--- Exercise objective ---
Look below for the line with "Write the React, TypeScript" and the line with "const cols = 'grid"; repeat exactly those two lines and all lines between them, but no pictures.

===== Data records =====

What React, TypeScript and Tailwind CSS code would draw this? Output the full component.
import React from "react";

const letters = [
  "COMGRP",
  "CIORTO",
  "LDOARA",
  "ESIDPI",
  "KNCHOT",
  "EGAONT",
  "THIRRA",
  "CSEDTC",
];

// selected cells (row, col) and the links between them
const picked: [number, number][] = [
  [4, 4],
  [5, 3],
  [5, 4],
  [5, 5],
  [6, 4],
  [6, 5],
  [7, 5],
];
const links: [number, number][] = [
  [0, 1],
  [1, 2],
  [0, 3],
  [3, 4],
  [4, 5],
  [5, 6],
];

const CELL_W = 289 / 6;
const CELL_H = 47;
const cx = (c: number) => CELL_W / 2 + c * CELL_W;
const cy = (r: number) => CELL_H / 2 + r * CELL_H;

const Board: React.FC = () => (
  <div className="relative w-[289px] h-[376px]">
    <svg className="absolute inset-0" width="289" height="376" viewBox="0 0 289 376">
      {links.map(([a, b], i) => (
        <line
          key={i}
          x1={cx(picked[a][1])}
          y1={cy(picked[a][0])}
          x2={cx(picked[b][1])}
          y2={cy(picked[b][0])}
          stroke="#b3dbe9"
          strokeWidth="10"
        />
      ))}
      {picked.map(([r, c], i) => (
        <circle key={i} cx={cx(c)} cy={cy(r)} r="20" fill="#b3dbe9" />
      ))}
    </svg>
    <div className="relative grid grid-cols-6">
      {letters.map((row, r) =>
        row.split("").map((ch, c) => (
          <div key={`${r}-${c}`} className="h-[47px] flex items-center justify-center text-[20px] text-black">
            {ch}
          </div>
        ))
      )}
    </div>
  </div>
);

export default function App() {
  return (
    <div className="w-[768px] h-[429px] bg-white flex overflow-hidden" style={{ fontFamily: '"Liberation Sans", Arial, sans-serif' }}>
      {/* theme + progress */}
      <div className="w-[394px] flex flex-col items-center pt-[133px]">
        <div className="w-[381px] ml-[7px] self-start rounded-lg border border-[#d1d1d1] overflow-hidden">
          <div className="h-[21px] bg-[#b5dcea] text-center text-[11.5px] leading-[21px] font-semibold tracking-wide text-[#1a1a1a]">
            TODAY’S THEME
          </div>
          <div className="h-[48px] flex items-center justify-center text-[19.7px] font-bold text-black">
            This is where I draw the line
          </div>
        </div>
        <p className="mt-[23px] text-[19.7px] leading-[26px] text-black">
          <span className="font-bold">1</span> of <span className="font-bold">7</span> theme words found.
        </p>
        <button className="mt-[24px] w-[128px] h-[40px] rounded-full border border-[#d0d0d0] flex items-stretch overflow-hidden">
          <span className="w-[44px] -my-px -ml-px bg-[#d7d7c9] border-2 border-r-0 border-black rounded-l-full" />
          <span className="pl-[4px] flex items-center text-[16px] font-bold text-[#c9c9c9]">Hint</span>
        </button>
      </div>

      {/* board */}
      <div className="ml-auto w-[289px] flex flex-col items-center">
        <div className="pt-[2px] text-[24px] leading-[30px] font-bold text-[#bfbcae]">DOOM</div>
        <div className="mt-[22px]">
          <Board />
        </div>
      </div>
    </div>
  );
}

=====
===== Data records =====

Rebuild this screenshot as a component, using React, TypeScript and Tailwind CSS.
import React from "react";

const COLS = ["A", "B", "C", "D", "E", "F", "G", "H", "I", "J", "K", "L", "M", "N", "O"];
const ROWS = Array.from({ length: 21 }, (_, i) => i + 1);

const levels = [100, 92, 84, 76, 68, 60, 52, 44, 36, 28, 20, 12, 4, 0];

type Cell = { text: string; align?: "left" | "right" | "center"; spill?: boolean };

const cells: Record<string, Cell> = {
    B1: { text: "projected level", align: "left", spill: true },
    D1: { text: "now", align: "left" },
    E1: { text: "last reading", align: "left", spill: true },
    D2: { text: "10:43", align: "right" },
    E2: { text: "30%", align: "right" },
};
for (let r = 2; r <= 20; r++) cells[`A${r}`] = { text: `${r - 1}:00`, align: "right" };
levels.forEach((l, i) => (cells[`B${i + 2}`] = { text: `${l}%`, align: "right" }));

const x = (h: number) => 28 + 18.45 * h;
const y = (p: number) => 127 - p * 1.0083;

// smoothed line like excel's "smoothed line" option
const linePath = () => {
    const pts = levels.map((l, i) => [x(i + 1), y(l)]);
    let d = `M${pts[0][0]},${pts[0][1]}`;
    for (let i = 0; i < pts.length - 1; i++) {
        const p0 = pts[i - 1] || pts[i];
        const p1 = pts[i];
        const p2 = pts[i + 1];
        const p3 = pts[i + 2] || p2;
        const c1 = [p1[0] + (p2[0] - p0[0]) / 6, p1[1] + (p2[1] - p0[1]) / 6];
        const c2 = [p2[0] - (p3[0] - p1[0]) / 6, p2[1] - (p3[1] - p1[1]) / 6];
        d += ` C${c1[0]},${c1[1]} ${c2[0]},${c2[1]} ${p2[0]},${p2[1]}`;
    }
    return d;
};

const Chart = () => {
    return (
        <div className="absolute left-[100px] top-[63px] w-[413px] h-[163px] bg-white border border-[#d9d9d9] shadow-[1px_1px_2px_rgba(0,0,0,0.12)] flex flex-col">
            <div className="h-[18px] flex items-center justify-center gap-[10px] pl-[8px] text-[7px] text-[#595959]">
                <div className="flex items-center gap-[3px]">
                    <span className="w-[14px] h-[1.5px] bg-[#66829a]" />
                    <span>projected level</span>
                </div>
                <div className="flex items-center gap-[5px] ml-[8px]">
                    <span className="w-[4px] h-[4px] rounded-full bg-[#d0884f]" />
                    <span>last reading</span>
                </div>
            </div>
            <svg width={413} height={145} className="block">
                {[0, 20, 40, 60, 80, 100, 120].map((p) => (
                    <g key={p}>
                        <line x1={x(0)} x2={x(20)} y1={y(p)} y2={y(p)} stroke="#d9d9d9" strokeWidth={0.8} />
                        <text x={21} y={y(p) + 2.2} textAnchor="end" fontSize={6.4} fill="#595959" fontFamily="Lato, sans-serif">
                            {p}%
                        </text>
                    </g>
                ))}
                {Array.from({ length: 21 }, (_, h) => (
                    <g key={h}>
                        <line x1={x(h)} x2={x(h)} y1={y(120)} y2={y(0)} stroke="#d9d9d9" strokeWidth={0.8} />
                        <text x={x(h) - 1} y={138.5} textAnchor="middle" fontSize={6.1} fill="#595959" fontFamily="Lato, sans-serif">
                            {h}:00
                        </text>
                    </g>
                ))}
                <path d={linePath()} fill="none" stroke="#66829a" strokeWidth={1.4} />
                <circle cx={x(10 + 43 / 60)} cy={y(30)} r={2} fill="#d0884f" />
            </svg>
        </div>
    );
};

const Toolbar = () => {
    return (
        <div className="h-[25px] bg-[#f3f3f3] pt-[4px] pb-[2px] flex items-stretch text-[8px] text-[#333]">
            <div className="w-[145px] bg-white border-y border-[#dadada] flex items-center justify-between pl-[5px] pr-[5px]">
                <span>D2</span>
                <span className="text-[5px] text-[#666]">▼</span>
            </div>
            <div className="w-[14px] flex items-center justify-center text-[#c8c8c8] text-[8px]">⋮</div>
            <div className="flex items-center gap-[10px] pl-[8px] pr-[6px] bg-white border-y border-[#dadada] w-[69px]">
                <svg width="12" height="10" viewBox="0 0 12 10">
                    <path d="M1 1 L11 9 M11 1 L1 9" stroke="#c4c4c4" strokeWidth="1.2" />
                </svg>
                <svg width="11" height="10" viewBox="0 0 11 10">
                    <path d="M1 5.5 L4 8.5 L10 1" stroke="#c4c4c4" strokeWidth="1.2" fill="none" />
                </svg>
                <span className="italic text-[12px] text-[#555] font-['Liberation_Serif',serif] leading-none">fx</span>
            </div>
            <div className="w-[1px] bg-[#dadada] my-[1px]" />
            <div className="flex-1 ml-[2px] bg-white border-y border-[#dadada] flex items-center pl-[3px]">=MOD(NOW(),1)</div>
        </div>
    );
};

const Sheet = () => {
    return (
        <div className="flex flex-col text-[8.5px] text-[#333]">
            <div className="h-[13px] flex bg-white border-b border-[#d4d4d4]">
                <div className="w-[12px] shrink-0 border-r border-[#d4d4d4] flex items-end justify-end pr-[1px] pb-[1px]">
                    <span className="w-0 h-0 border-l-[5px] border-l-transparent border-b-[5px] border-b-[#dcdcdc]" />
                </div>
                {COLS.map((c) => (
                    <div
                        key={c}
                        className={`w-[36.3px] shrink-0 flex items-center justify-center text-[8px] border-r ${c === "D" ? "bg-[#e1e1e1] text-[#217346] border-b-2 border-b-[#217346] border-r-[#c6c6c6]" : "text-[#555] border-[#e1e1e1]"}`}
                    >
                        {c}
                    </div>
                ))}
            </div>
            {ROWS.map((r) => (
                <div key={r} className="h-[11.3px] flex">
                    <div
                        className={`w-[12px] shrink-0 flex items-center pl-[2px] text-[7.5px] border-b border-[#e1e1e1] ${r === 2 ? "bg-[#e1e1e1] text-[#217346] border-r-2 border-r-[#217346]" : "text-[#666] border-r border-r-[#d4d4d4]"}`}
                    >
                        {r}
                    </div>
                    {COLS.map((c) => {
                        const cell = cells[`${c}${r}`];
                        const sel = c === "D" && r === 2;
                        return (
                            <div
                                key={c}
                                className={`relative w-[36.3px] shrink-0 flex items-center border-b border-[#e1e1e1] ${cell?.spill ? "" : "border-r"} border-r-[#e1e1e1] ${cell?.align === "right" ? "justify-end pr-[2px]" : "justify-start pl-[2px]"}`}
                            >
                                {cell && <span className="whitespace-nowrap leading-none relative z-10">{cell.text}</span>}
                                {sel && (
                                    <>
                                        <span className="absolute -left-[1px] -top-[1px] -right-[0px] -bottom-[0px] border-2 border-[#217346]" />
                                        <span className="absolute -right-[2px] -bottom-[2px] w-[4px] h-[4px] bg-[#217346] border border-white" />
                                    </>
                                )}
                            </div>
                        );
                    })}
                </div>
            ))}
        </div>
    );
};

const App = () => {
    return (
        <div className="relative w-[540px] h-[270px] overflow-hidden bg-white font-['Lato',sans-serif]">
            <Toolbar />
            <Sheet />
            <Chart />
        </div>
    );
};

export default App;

=====
===== Data records =====

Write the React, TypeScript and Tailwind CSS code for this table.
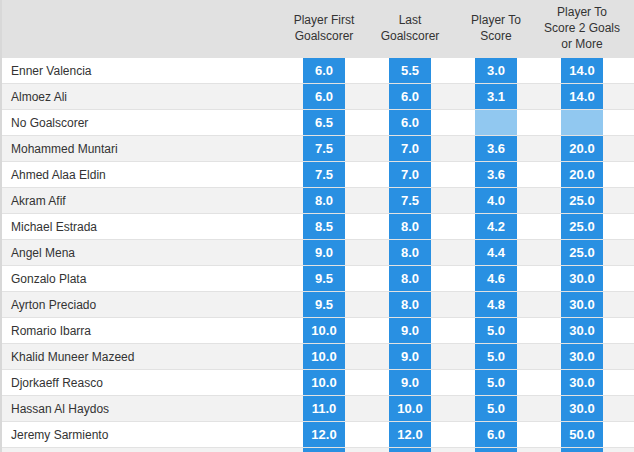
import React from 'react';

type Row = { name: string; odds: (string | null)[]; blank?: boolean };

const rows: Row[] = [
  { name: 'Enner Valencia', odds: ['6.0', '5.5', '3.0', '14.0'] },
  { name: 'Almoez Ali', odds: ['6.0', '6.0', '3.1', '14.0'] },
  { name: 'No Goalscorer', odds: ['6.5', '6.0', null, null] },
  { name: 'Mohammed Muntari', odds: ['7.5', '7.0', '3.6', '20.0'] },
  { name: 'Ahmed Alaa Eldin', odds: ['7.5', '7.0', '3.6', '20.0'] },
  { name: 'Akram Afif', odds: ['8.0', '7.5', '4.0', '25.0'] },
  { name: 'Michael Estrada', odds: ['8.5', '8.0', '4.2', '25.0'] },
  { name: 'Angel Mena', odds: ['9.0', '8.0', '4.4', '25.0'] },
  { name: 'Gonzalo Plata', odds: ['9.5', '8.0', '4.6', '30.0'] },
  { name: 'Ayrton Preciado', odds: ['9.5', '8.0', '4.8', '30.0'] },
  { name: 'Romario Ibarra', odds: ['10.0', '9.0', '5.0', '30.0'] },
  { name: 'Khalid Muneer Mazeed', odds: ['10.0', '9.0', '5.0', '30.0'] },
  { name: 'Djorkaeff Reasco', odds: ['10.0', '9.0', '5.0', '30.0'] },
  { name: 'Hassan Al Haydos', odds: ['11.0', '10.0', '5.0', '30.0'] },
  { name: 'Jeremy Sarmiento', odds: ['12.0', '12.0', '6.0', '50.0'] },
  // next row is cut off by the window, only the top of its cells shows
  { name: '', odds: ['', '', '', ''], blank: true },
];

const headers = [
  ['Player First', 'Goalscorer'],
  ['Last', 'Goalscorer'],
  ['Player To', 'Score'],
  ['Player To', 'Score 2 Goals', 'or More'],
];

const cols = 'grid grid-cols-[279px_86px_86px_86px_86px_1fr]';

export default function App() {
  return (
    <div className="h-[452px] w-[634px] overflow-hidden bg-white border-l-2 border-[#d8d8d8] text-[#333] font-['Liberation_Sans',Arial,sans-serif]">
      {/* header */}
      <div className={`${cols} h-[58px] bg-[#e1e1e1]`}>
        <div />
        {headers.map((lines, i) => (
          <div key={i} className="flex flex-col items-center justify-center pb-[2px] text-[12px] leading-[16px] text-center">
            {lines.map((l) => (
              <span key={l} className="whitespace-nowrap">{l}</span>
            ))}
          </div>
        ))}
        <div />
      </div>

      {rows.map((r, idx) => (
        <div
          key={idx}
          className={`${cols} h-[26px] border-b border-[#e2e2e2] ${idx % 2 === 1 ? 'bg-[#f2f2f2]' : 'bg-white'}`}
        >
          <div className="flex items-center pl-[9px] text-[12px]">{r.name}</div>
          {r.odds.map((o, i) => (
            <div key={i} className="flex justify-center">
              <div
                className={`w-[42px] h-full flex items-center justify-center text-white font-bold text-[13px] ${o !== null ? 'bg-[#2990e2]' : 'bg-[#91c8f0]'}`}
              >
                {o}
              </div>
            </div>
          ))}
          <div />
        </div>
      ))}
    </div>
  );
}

=====

--- Full output ---
Write the React, TypeScript and Tailwind CSS code for this table.
import React from 'react';

type Row = { name: string; odds: (string | null)[]; blank?: boolean };

const rows: Row[] = [
  { name: 'Enner Valencia', odds: ['6.0', '5.5', '3.0', '14.0'] },
  { name: 'Almoez Ali', odds: ['6.0', '6.0', '3.1', '14.0'] },
  { name: 'No Goalscorer', odds: ['6.5', '6.0', null, null] },
  { name: 'Mohammed Muntari', odds: ['7.5', '7.0', '3.6', '20.0'] },
  { name: 'Ahmed Alaa Eldin', odds: ['7.5', '7.0', '3.6', '20.0'] },
  { name: 'Akram Afif', odds: ['8.0', '7.5', '4.0', '25.0'] },
  { name: 'Michael Estrada', odds: ['8.5', '8.0', '4.2', '25.0'] },
  { name: 'Angel Mena', odds: ['9.0', '8.0', '4.4', '25.0'] },
  { name: 'Gonzalo Plata', odds: ['9.5', '8.0', '4.6', '30.0'] },
  { name: 'Ayrton Preciado', odds: ['9.5', '8.0', '4.8', '30.0'] },
  { name: 'Romario Ibarra', odds: ['10.0', '9.0', '5.0', '30.0'] },
  { name: 'Khalid Muneer Mazeed', odds: ['10.0', '9.0', '5.0', '30.0'] },
  { name: 'Djorkaeff Reasco', odds: ['10.0', '9.0', '5.0', '30.0'] },
  { name: 'Hassan Al Haydos', odds: ['11.0', '10.0', '5.0', '30.0'] },
  { name: 'Jeremy Sarmiento', odds: ['12.0', '12.0', '6.0', '50.0'] },
  // next row is cut off by the window, only the top of its cells shows
  { name: '', odds: ['', '', '', ''], blank: true },
];

const headers = [
  ['Player First', 'Goalscorer'],
  ['Last', 'Goalscorer'],
  ['Player To', 'Score'],
  ['Player To', 'Score 2 Goals', 'or More'],
];

const cols = 'grid grid-cols-[279px_86px_86px_86px_86px_1fr]';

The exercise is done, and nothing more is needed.